Does an IRA Contribution Reduce Tax Liability?

by Owen Pearson

Employees commonly use employer-sponsored 401K plans as a retirement investment vehicle -- this type of plan allows you to invest in a variety of stocks, bonds and mutual funds to maintain a balanced portfolio. If you do not have access to a 401K plan, you can still build a diverse portfolio with an Individual Retirement Agreement, or IRA. Unlike a 401K plan, contributions to an IRA are usually not made on a pre-tax basis. However, in some cases, you can use IRA contributions to reduce your federal tax liability.

Traditional IRA

If you choose a traditional IRA account, you may deduct the amounts you contribute to this retirement savings plan from your taxes for the year in which you made the contributions. For example, if you contribute $1,000 to your traditional IRA over the course of a year, you may claim a $1,000 deduction to reduce your tax liabilities for that year.

Roth IRA

A Roth IRA differs from a traditional IRA because you realize the tax savings when you begin receiving distributions, rather than when you deposit funds into the account. You typically cannot claim contributions to a Roth IRA as a deduction to reduce your tax liability for the year in which you made the contributions.

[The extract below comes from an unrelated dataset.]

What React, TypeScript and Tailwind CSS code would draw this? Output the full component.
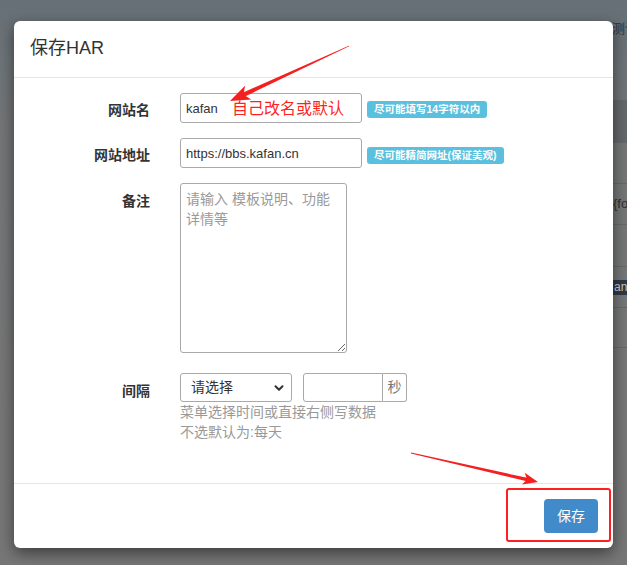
import React from "react";
import { ChevronDown } from "lucide-react";

type Pt = [number, number];

function Arrow({ t, p, headLen, headHalf, shaft }: { t: Pt; p: Pt; headLen: number; headHalf: number; shaft: number }) {
  const dx = p[0] - t[0];
  const dy = p[1] - t[1];
  const L = Math.hypot(dx, dy);
  const ux = dx / L;
  const uy = dy / L;
  const nx = -uy;
  const ny = ux;
  const bx = p[0] - ux * headLen;
  const by = p[1] - uy * headLen;
  const sx = p[0] - ux * headLen * 0.6;
  const sy = p[1] - uy * headLen * 0.6;
  const notchX = bx + ux * headLen * 0.25;
  const notchY = by + uy * headLen * 0.25;
  const shaftPts = [
    [t[0] + nx * 0.4, t[1] + ny * 0.4],
    [sx + nx * shaft, sy + ny * shaft],
    [sx - nx * shaft, sy - ny * shaft],
    [t[0] - nx * 0.4, t[1] - ny * 0.4],
  ]
    .map((q) => q.join(","))
    .join(" ");
  const headPts = [
    [p[0], p[1]],
    [bx + nx * headHalf, by + ny * headHalf],
    [notchX, notchY],
    [bx - nx * headHalf, by - ny * headHalf],
  ]
    .map((q) => q.join(","))
    .join(" ");
  return (
    <g fill="#f41f1f">
      <polygon points={shaftPts} />
      <polygon points={headPts} />
    </g>
  );
}

const cjk = "font-['Liberation_Sans','Noto_Sans_CJK_SC',sans-serif]";

export default function App() {
  return (
    <div
      className={`relative w-[627px] h-[565px] overflow-hidden bg-[linear-gradient(180deg,#677077_0px,#6d7479_60px,#757677_140px,#777777_100%)] ${cjk}`}
    >
      {/* underlying page (dimmed) */}
      <div className="flex flex-col">
        <div className="h-[100px] pl-[612px] pt-[21px] text-[13px] leading-[16px] text-[#2f3236] whitespace-nowrap">
          测试
        </div>
        <div className="ml-[560px] flex flex-col">
          <div className="h-[43px] bg-[#65686b]" />
          <div className="h-[41px] border-b border-[#686868]" />
          <div className="h-[41px] border-b border-[#686868] flex items-center pl-[53px] text-[13px] text-[#2e3034]">
            {"{fo"}
          </div>
          <div className="h-[42px] border-b border-[#686868]" />
          <div className="h-[41px] border-b border-[#686868] flex items-center pl-[52px]">
            <span className="h-[15px] px-[2px] bg-[#2d3947] text-[#c8ccd2] text-[12px] leading-[15px]">ani</span>
          </div>
          <div className="h-[40px] border-b border-[#686868]" />
        </div>
      </div>

      {/* modal */}
      <div className="absolute left-[14px] top-[21px] w-[599px] h-[527px] bg-white rounded-[6px] shadow-[0_5px_15px_rgba(0,0,0,0.5)] flex flex-col">
        <div className="h-[57px] border-b border-[#e5e5e5] px-[16px] pb-[3px] flex items-center">
          <h4 className="text-[18px] leading-[20px] text-[#333]">保存HAR</h4>
        </div>

        <div className="flex-1 px-[15px] pt-[15px] text-[#333]">
          {/* row 1 */}
          <div className="flex items-start">
            <div className="w-[121px] text-right pt-[7px] leading-[20px] text-[14px] font-bold">网站名</div>
            <div className="ml-[30px] flex items-center">
              <input
                readOnly
                value="kafan"
                className="w-[182px] h-[30px] border border-[#a9a9a9] rounded-[3px] pl-[5px] text-[13px] text-[#333] outline-none"
              />
              <span className="ml-[5px] mt-[3px] h-[17px] px-[7px] flex items-center rounded-[3px] bg-[#5bc0de] text-white text-[10.5px] font-bold leading-none whitespace-nowrap">
                尽可能填写14字符以内
              </span>
            </div>
          </div>

          {/* row 2 */}
          <div className="flex items-start mt-[15px]">
            <div className="w-[121px] text-right pt-[7px] leading-[20px] text-[14px] font-bold">网站地址</div>
            <div className="ml-[30px] flex items-center">
              <input
                readOnly
                value="https://bbs.kafan.cn"
                className="w-[182px] h-[30px] border border-[#a9a9a9] rounded-[3px] pl-[5px] text-[13px] text-[#333] outline-none"
              />
              <span className="ml-[5px] mt-[5px] h-[17px] px-[7px] flex items-center rounded-[3px] bg-[#5bc0de] text-white text-[10.5px] font-bold leading-none whitespace-nowrap">
                尽可能精简网址(保证美观)
              </span>
            </div>
          </div>

          {/* row 3 */}
          <div className="flex items-start mt-[15px]">
            <div className="w-[121px] text-right pt-[8px] leading-[20px] text-[14px] font-bold">备注</div>
            <div className="ml-[30px] flex">
              <textarea
                placeholder="请输入 模板说明、功能详情等"
                className="w-[167px] h-[170px] border border-[#a9a9a9] rounded-[3px] px-[5px] pt-[5px] text-[14px] leading-[20px] text-[#333] placeholder:text-[#9a9a9a] outline-none resize-y"
              />
            </div>
          </div>

          {/* row 4 */}
          <div className="flex items-start mt-[20px]">
            <div className="w-[121px] text-right pt-[8px] leading-[20px] text-[14px] font-bold">间隔</div>
            <div className="ml-[30px] flex flex-col">
              <div className="flex items-center">
                <div className="relative w-[112px] h-[29px]">
                  <select className="appearance-none w-full h-full border border-[#a9a9a9] rounded-[3px] pl-[10px] text-[14px] text-[#333] bg-white outline-none">
                    <option>请选择</option>
                  </select>
                  <ChevronDown
                    size={14}
                    strokeWidth={3.5}
                    className="pointer-events-none absolute right-[6px] top-[8px] text-[#333]"
                  />
                </div>
                <div className="ml-[11px] flex h-[29px]">
                  <input
                    readOnly
                    className="w-[80px] h-full border border-[#a9a9a9] rounded-l-[3px] outline-none"
                  />
                  <span className="w-[24px] h-full border border-l-0 border-[#a9a9a9] rounded-r-[3px] flex items-center justify-center text-[14px] text-[#777] bg-white">
                    秒
                  </span>
                </div>
              </div>
              <div className="text-[14px] leading-[20px] text-[#999]">
                <div>菜单选择时间或直接右侧写数据</div>
                <div>不选默认为:每天</div>
              </div>
            </div>
          </div>
        </div>

        <div className="border-t border-[#e5e5e5] p-[15px] flex justify-end">
          <button className="w-[54px] h-[34px] rounded-[4px] bg-[#428bca] text-white text-[14px] leading-none">
            保存
          </button>
        </div>
      </div>

      {/* annotations */}
      <span className="absolute left-[232px] top-[101px] text-[16px] leading-[16px] text-[#ff1f1f] whitespace-nowrap">
        自己改名或默认
      </span>
      <div className="absolute left-[506px] top-[488px] w-[105px] h-[54px] border-[2.5px] border-[#ff1f1f] rounded-[3px]" />
      <svg className="absolute left-0 top-0 pointer-events-none" width="627" height="565" viewBox="0 0 627 565">
        <Arrow t={[349, 46]} p={[230, 101]} headLen={20} headHalf={7.5} shaft={2.2} />
        <Arrow t={[411, 453]} p={[538, 482]} headLen={15} headHalf={6} shaft={1.7} />
      </svg>
    </div>
  );
}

The Internal Revenue Service (IRS) places limitations on your ability to claim contributions to a traditional IRA as a deduction from your federal tax liability. As of the date of publication, if only your spouse contributes to an employer-sponsored retirement plan, and you file jointly with your spouse, you can only claim a deduction if your adjusted gross income is less than $179,000. If you participate in an employer-sponsored retirement plan and file jointly with your spouse, the IRS begins phasing out your IRA tax deduction if your AGI exceeds $90,000. The IRS begins phasing out IRA deductions for single heads of household at $56,000 AGI.

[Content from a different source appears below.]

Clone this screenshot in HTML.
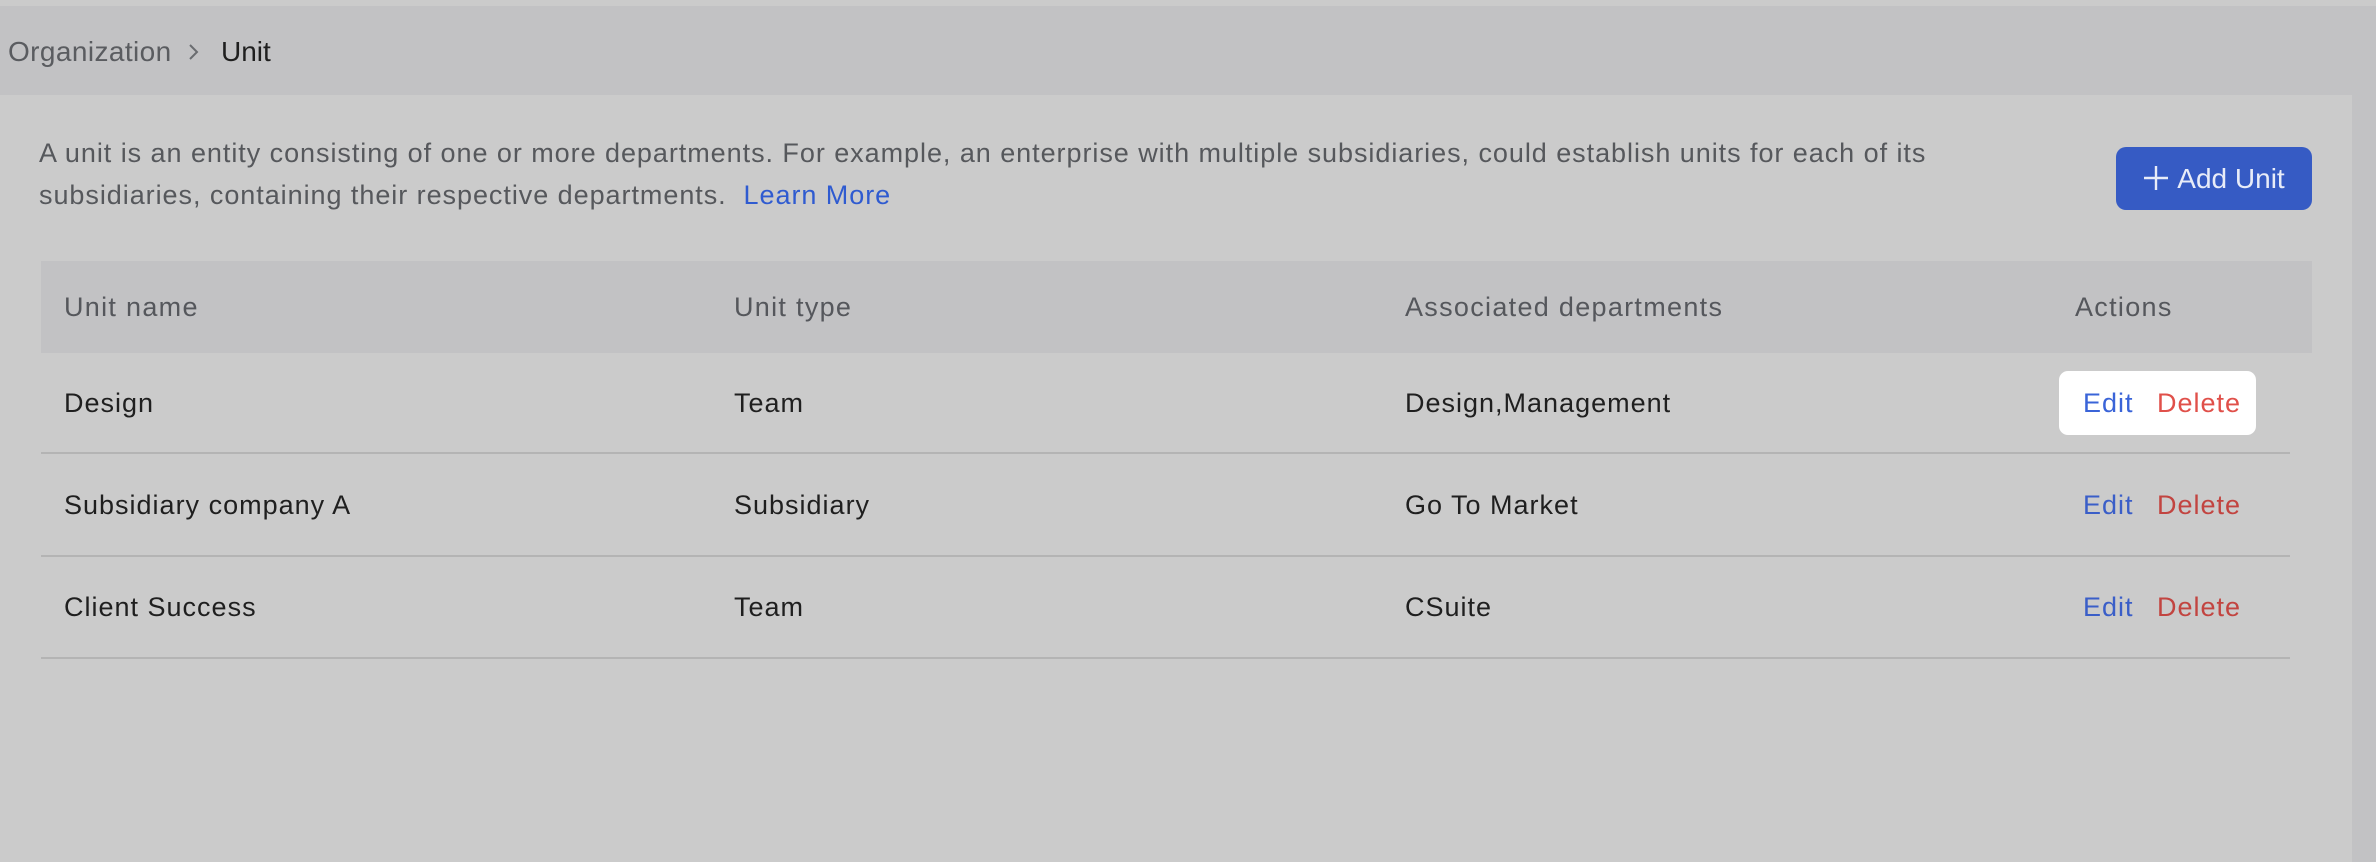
<!DOCTYPE html>
<html><head><meta charset="utf-8"><style>
*{margin:0;padding:0;box-sizing:border-box}
body{width:2376px;height:862px;background:#cbcbcb;font-family:"Liberation Sans",sans-serif;position:relative;overflow:hidden}
.a{position:absolute;white-space:nowrap}
.hdr{position:absolute;left:0;top:6px;width:2376px;height:89px;background:#c2c2c4}
.sb{position:absolute;left:2352px;top:95px;width:24px;height:767px;background:#c2c2c4}
.th{position:absolute;left:41px;top:261px;width:2271px;height:92px;background:#c2c2c4}
.line{position:absolute;left:41px;width:2249px;height:2px;background:#b4b4b4}
.t{font-size:27px;line-height:32px;color:#1f1f1f;letter-spacing:1px}
.h{font-size:27px;line-height:32px;color:#55575c;letter-spacing:1.3px}
.d{font-size:27px;color:#56585c;line-height:42px;letter-spacing:0.95px}
.e{color:#3a5ec8}.x{color:#c24440}
</style></head><body>
<div class="hdr"></div>
<div class="sb"></div>
<div class="a" style="left:8px;top:36px;font-size:28px;line-height:32px;color:#5a5c60;letter-spacing:0.4px">Organization</div>
<svg class="a" style="left:185px;top:42px" width="16" height="20" viewBox="0 0 16 20"><path d="M5 3l7 7-7 7" fill="none" stroke="#6a6c70" stroke-width="2"/></svg>
<div class="a" style="left:221px;top:36px;font-size:28px;line-height:32px;color:#1f1f1f">Unit</div>
<div class="a d" style="left:39px;top:132px">A unit is an entity consisting of one or more departments. For example, an enterprise with multiple subsidiaries, could establish units for each of its</div>
<div class="a d" style="left:39px;top:174px">subsidiaries, containing their respective departments.&nbsp;&nbsp;<span style="color:#2f5bd0">Learn More</span></div>
<div class="a" style="left:2116px;top:147px;width:196px;height:63px;background:#365bc4;border-radius:10px;color:#e8ecf8;font-size:28px;line-height:63px;text-align:center">
<svg style="vertical-align:-3px;margin-right:8px" width="26" height="26" viewBox="0 0 26 26"><path d="M13 1v24M1 13h24" stroke="#e8ecf8" stroke-width="2.4"/></svg>Add Unit</div>
<div class="th"></div>
<div class="a h" style="left:64px;top:291px">Unit name</div>
<div class="a h" style="left:734px;top:291px">Unit type</div>
<div class="a h" style="left:1405px;top:291px">Associated departments</div>
<div class="a h" style="left:2075px;top:291px">Actions</div>
<div class="a" style="left:2059px;top:371px;width:197px;height:64px;background:#fff;border-radius:9px"></div>
<div class="a t" style="left:64px;top:387px">Design</div>
<div class="a t" style="left:734px;top:387px">Team</div>
<div class="a t" style="left:1405px;top:387px">Design,Management</div>
<div class="a t" style="left:2083px;top:387px"><span style="color:#3a64d8">Edit</span></div>
<div class="a t" style="left:2157px;top:387px"><span style="color:#e0504a">Delete</span></div>
<div class="line" style="top:452px"></div>
<div class="a t" style="left:64px;top:489px">Subsidiary company A</div>
<div class="a t" style="left:734px;top:489px">Subsidiary</div>
<div class="a t" style="left:1405px;top:489px">Go To Market</div>
<div class="a t e" style="left:2083px;top:489px">Edit</div>
<div class="a t x" style="left:2157px;top:489px">Delete</div>
<div class="line" style="top:555px"></div>
<div class="a t" style="left:64px;top:591px">Client Success</div>
<div class="a t" style="left:734px;top:591px">Team</div>
<div class="a t" style="left:1405px;top:591px">CSuite</div>
<div class="a t e" style="left:2083px;top:591px">Edit</div>
<div class="a t x" style="left:2157px;top:591px">Delete</div>
<div class="line" style="top:657px"></div>
</body></html>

You can only contribute to a traditional IRA plan until you reach age 70.5 -- after you reach this age, you must begin receiving distributions. Also, if you are younger than 50 years of age, you may only contribute up to $5,000 per year to your IRA, and $6,000 per year if you are age 50 or older. If you own more than one traditional IRA account, the limit applies collectively to all of your accounts. A Roth IRA does not impose the same restrictions.